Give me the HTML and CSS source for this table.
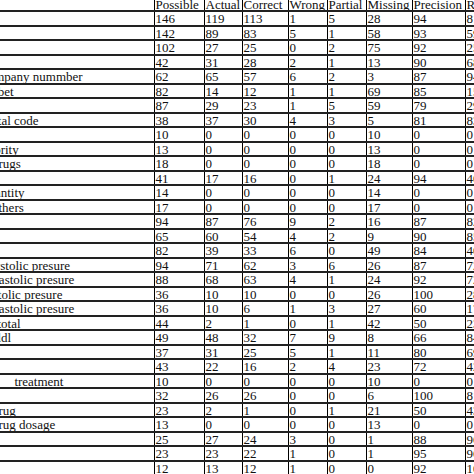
FILE: index.html
```html
<!DOCTYPE html>
<html lang="en">
<head>
<meta charset="utf-8">
<title>Extraction results</title>
<link rel="stylesheet" href="styles.css">
</head>
<body>
<table class="results">
  <colgroup>
    <col class="c-label"><col class="c-possible"><col class="c-actual"><col class="c-correct"><col class="c-wrong"><col class="c-partial"><col class="c-missing"><col class="c-precision"><col class="c-recall">
  </colgroup>
  <thead>
    <tr><th></th><th>Possible</th><th>Actual</th><th>Correct</th><th>Wrong</th><th>Partial</th><th>Missing</th><th>Precision</th><th>Recall</th></tr>
  </thead>
  <tbody>
    <tr><td>ID</td><td>146</td><td>119</td><td>113</td><td>1</td><td>5</td><td>28</td><td>94</td><td>81</td></tr>
    <tr><td>Sex</td><td>142</td><td>89</td><td>83</td><td>5</td><td>1</td><td>58</td><td>93</td><td>59</td></tr>
    <tr><td>Tel</td><td>102</td><td>27</td><td>25</td><td>0</td><td>2</td><td>75</td><td>92</td><td>25</td></tr>
    <tr><td>Fax</td><td>42</td><td>31</td><td>28</td><td>2</td><td>1</td><td>13</td><td>90</td><td>68</td></tr>
    <tr><td>Company nummber</td><td>62</td><td>65</td><td>57</td><td>6</td><td>2</td><td>3</td><td>87</td><td>94</td></tr>
    <tr><td>Diabet</td><td>82</td><td>14</td><td>12</td><td>1</td><td>1</td><td>69</td><td>85</td><td>15</td></tr>
    <tr><td>Nr</td><td>87</td><td>29</td><td>23</td><td>1</td><td>5</td><td>59</td><td>79</td><td>29</td></tr>
    <tr><td>Postal code</td><td>38</td><td>37</td><td>30</td><td>4</td><td>3</td><td>5</td><td>81</td><td>83</td></tr>
    <tr><td>Tax</td><td>10</td><td>0</td><td>0</td><td>0</td><td>0</td><td>10</td><td>0</td><td>0</td></tr>
    <tr><td>Priority</td><td>13</td><td>0</td><td>0</td><td>0</td><td>0</td><td>13</td><td>0</td><td>0</td></tr>
    <tr><td>1. drugs</td><td>18</td><td>0</td><td>0</td><td>0</td><td>0</td><td>18</td><td>0</td><td>0</td></tr>
    <tr><td>Dx</td><td>41</td><td>17</td><td>16</td><td>0</td><td>1</td><td>24</td><td>94</td><td>40</td></tr>
    <tr><td>Quantity</td><td>14</td><td>0</td><td>0</td><td>0</td><td>0</td><td>14</td><td>0</td><td>0</td></tr>
    <tr><td>Brothers</td><td>17</td><td>0</td><td>0</td><td>0</td><td>0</td><td>17</td><td>0</td><td>0</td></tr>
    <tr><td>Hb</td><td>94</td><td>87</td><td>76</td><td>9</td><td>2</td><td>16</td><td>87</td><td>82</td></tr>
    <tr><td>HR</td><td>65</td><td>60</td><td>54</td><td>4</td><td>2</td><td>9</td><td>90</td><td>85</td></tr>
    <tr><td>Wt</td><td>82</td><td>39</td><td>33</td><td>6</td><td>0</td><td>49</td><td>84</td><td>40</td></tr>
    <tr><td>1 systolic presure</td><td>94</td><td>71</td><td>62</td><td>3</td><td>6</td><td>26</td><td>87</td><td>72</td></tr>
    <tr><td>1 diastolic presure</td><td>88</td><td>68</td><td>63</td><td>4</td><td>1</td><td>24</td><td>92</td><td>72</td></tr>
    <tr><td>Systolic presure</td><td>36</td><td>10</td><td>10</td><td>0</td><td>0</td><td>26</td><td>100</td><td>28</td></tr>
    <tr><td>2 diastolic presure</td><td>36</td><td>10</td><td>6</td><td>1</td><td>3</td><td>27</td><td>60</td><td>17</td></tr>
    <tr><td>Ch total</td><td>44</td><td>2</td><td>1</td><td>0</td><td>1</td><td>42</td><td>50</td><td>23</td></tr>
    <tr><td>Ch ldl</td><td>49</td><td>48</td><td>32</td><td>7</td><td>9</td><td>8</td><td>66</td><td>84</td></tr>
    <tr><td>TG</td><td>37</td><td>31</td><td>25</td><td>5</td><td>1</td><td>11</td><td>80</td><td>69</td></tr>
    <tr><td>Glu</td><td>43</td><td>22</td><td>16</td><td>2</td><td>4</td><td>23</td><td>72</td><td>42</td></tr>
    <tr><td>No&emsp;&ensp;treatment</td><td>10</td><td>0</td><td>0</td><td>0</td><td>0</td><td>10</td><td>0</td><td>0</td></tr>
    <tr><td>Hb</td><td>32</td><td>26</td><td>26</td><td>0</td><td>0</td><td>6</td><td>100</td><td>81</td></tr>
    <tr><td>1. drug</td><td>23</td><td>2</td><td>1</td><td>0</td><td>1</td><td>21</td><td>50</td><td>43</td></tr>
    <tr><td>1. drug dosage</td><td>13</td><td>0</td><td>0</td><td>0</td><td>0</td><td>13</td><td>0</td><td>0</td></tr>
    <tr><td>Ht</td><td>25</td><td>27</td><td>24</td><td>3</td><td>0</td><td>1</td><td>88</td><td>96</td></tr>
    <tr><td>Ht</td><td>23</td><td>23</td><td>22</td><td>1</td><td>0</td><td>1</td><td>95</td><td>96</td></tr>
    <tr><td>Ht</td><td>12</td><td>13</td><td>12</td><td>1</td><td>0</td><td>0</td><td>92</td><td>100</td></tr>
  </tbody>
</table>
</body>
</html>
```
FILE: styles.css
```css
html, body {
  margin: 0;
  padding: 0;
  overflow: hidden;
  background: #fff;
}

.results {
  margin: 0 0 0 -22px;
  border-collapse: collapse;
  table-layout: fixed;
  width: 537px;
  font-family: "Liberation Serif", "Times New Roman", serif;
  font-size: 13px;
  color: #111;
}

.c-label { width: 176px; }
.c-possible { width: 50px; }
.c-actual { width: 38px; }
.c-correct { width: 46px; }
.c-wrong { width: 39px; }
.c-partial { width: 39px; }
.c-missing { width: 46px; }
.c-precision { width: 53px; }
.c-recall { width: 50px; }

.results th,
.results td {
  padding: 1px 0 0 1px;
  line-height: 11.5px;
  text-align: left;
  font-weight: normal;
  white-space: nowrap;
  overflow: hidden;
  border-bottom: 2px solid #222;
  border-left: 1px solid #000;
}

.results th {
  padding-top: 0;
  line-height: 10px;
}

.results th:first-child,
.results td:first-child {
  border-left: none;
}
```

########

Short exercise:
Using the data above, write out every line exactly, leaving the images behind.

Result for this exercise:
Give me the HTML and CSS source for this table.
FILE: index.html
```html
<!DOCTYPE html>
<html lang="en">
<head>
<meta charset="utf-8">
<title>Extraction results</title>
<link rel="stylesheet" href="styles.css">
</head>
<body>
<table class="results">
  <colgroup>
    <col class="c-label"><col class="c-possible"><col class="c-actual"><col class="c-correct"><col class="c-wrong"><col class="c-partial"><col class="c-missing"><col class="c-precision"><col class="c-recall">
  </colgroup>
  <thead>
    <tr><th></th><th>Possible</th><th>Actual</th><th>Correct</th><th>Wrong</th><th>Partial</th><th>Missing</th><th>Precision</th><th>Recall</th></tr>
  </thead>
  <tbody>
    <tr><td>ID</td><td>146</td><td>119</td><td>113</td><td>1</td><td>5</td><td>28</td><td>94</td><td>81</td></tr>
    <tr><td>Sex</td><td>142</td><td>89</td><td>83</td><td>5</td><td>1</td><td>58</td><td>93</td><td>59</td></tr>
    <tr><td>Tel</td><td>102</td><td>27</td><td>25</td><td>0</td><td>2</td><td>75</td><td>92</td><td>25</td></tr>
    <tr><td>Fax</td><td>42</td><td>31</td><td>28</td><td>2</td><td>1</td><td>13</td><td>90</td><td>68</td></tr>
    <tr><td>Company nummber</td><td>62</td><td>65</td><td>57</td><td>6</td><td>2</td><td>3</td><td>87</td><td>94</td></tr>
    <tr><td>Diabet</td><td>82</td><td>14</td><td>12</td><td>1</td><td>1</td><td>69</td><td>85</td><td>15</td></tr>
    <tr><td>Nr</td><td>87</td><td>29</td><td>23</td><td>1</td><td>5</td><td>59</td><td>79</td><td>29</td></tr>
    <tr><td>Postal code</td><td>38</td><td>37</td><td>30</td><td>4</td><td>3</td><td>5</td><td>81</td><td>83</td></tr>
    <tr><td>Tax</td><td>10</td><td>0</td><td>0</td><td>0</td><td>0</td><td>10</td><td>0</td><td>0</td></tr>
    <tr><td>Priority</td><td>13</td><td>0</td><td>0</td><td>0</td><td>0</td><td>13</td><td>0</td><td>0</td></tr>
    <tr><td>1. drugs</td><td>18</td><td>0</td><td>0</td><td>0</td><td>0</td><td>18</td><td>0</td><td>0</td></tr>
    <tr><td>Dx</td><td>41</td><td>17</td><td>16</td><td>0</td><td>1</td><td>24</td><td>94</td><td>40</td></tr>
    <tr><td>Quantity</td><td>14</td><td>0</td><td>0</td><td>0</td><td>0</td><td>14</td><td>0</td><td>0</td></tr>
    <tr><td>Brothers</td><td>17</td><td>0</td><td>0</td><td>0</td><td>0</td><td>17</td><td>0</td><td>0</td></tr>
    <tr><td>Hb</td><td>94</td><td>87</td><td>76</td><td>9</td><td>2</td><td>16</td><td>87</td><td>82</td></tr>
    <tr><td>HR</td><td>65</td><td>60</td><td>54</td><td>4</td><td>2</td><td>9</td><td>90</td><td>85</td></tr>
    <tr><td>Wt</td><td>82</td><td>39</td><td>33</td><td>6</td><td>0</td><td>49</td><td>84</td><td>40</td></tr>
    <tr><td>1 systolic presure</td><td>94</td><td>71</td><td>62</td><td>3</td><td>6</td><td>26</td><td>87</td><td>72</td></tr>
    <tr><td>1 diastolic presure</td><td>88</td><td>68</td><td>63</td><td>4</td><td>1</td><td>24</td><td>92</td><td>72</td></tr>
    <tr><td>Systolic presure</td><td>36</td><td>10</td><td>10</td><td>0</td><td>0</td><td>26</td><td>100</td><td>28</td></tr>
    <tr><td>2 diastolic presure</td><td>36</td><td>10</td><td>6</td><td>1</td><td>3</td><td>27</td><td>60</td><td>17</td></tr>
    <tr><td>Ch total</td><td>44</td><td>2</td><td>1</td><td>0</td><td>1</td><td>42</td><td>50</td><td>23</td></tr>
    <tr><td>Ch ldl</td><td>49</td><td>48</td><td>32</td><td>7</td><td>9</td><td>8</td><td>66</td><td>84</td></tr>
    <tr><td>TG</td><td>37</td><td>31</td><td>25</td><td>5</td><td>1</td><td>11</td><td>80</td><td>69</td></tr>
    <tr><td>Glu</td><td>43</td><td>22</td><td>16</td><td>2</td><td>4</td><td>23</td><td>72</td><td>42</td></tr>
    <tr><td>No&emsp;&ensp;treatment</td><td>10</td><td>0</td><td>0</td><td>0</td><td>0</td><td>10</td><td>0</td><td>0</td></tr>
    <tr><td>Hb</td><td>32</td><td>26</td><td>26</td><td>0</td><td>0</td><td>6</td><td>100</td><td>81</td></tr>
    <tr><td>1. drug</td><td>23</td><td>2</td><td>1</td><td>0</td><td>1</td><td>21</td><td>50</td><td>43</td></tr>
    <tr><td>1. drug dosage</td><td>13</td><td>0</td><td>0</td><td>0</td><td>0</td><td>13</td><td>0</td><td>0</td></tr>
    <tr><td>Ht</td><td>25</td><td>27</td><td>24</td><td>3</td><td>0</td><td>1</td><td>88</td><td>96</td></tr>
    <tr><td>Ht</td><td>23</td><td>23</td><td>22</td><td>1</td><td>0</td><td>1</td><td>95</td><td>96</td></tr>
    <tr><td>Ht</td><td>12</td><td>13</td><td>12</td><td>1</td><td>0</td><td>0</td><td>92</td><td>100</td></tr>
  </tbody>
</table>
</body>
</html>
```
FILE: styles.css
```css
html, body {
  margin: 0;
  padding: 0;
  overflow: hidden;
  background: #fff;
}

.results {
  margin: 0 0 0 -22px;
  border-collapse: collapse;
  table-layout: fixed;
  width: 537px;
  font-family: "Liberation Serif", "Times New Roman", serif;
  font-size: 13px;
  color: #111;
}

.c-label { width: 176px; }
.c-possible { width: 50px; }
.c-actual { width: 38px; }
.c-correct { width: 46px; }
.c-wrong { width: 39px; }
.c-partial { width: 39px; }
.c-missing { width: 46px; }
.c-precision { width: 53px; }
.c-recall { width: 50px; }

.results th,
.results td {
  padding: 1px 0 0 1px;
  line-height: 11.5px;
  text-align: left;
  font-weight: normal;
  white-space: nowrap;
  overflow: hidden;
  border-bottom: 2px solid #222;
  border-left: 1px solid #000;
}

.results th {
  padding-top: 0;
  line-height: 10px;
}

.results th:first-child,
.results td:first-child {
  border-left: none;
}
```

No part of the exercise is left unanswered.